Negotiate Contracts And Discounts
Every business has recurring contracts and agreements such as lease payments, materials or stock costs. If your cash flow is struggling, it’s always worth asking lenders, landlords, suppliers and contractors that you rely on to run your business if the amount that you pay them can be negotiated to a more favourable rate.
The best time to do this is at the point of contract renewal or before making a new purchase, particularly if you have been a customer for a long time, but if cash flow is an issue, don’t be afraid to ask the question earlier. Reducing costs in this way is a great way to free up cash that you have to spend on other areas of your business.
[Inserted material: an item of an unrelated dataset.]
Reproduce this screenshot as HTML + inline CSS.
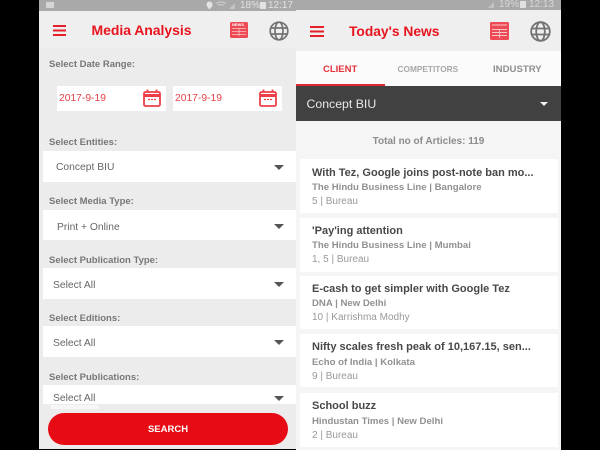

Business owners need to analyse their cash flow regularly and most accounting software packages have forecasting tools to help you do this. Knowing how to forecast cashflow for your business is critical to understanding how much cash is moving in and out of the business over a given period of time.
Forecast your cash flow by:
- Deciding on your cash flow time-frame
- Record your known and expected income by week or month to workout net income
- Record your known and expected expenditure by week or month to workout net outgoings
- Calculate working cash flow by subtracting net outgoings from net income
- Regularly review your cash flow forecast and update it
- Be proactive in balancing periods of negative cash flow with positive cash flow periods
Using the steps above to forecast your cash flow will give you the knowledge you need to make key business decisions regarding the day to day operations and long term growth of the business, as well as allowing you to take proactive steps to build buffers and manage cash flow during periods where you know the incoming cash will be reduced whilst still being able to cover your outgoing obligations.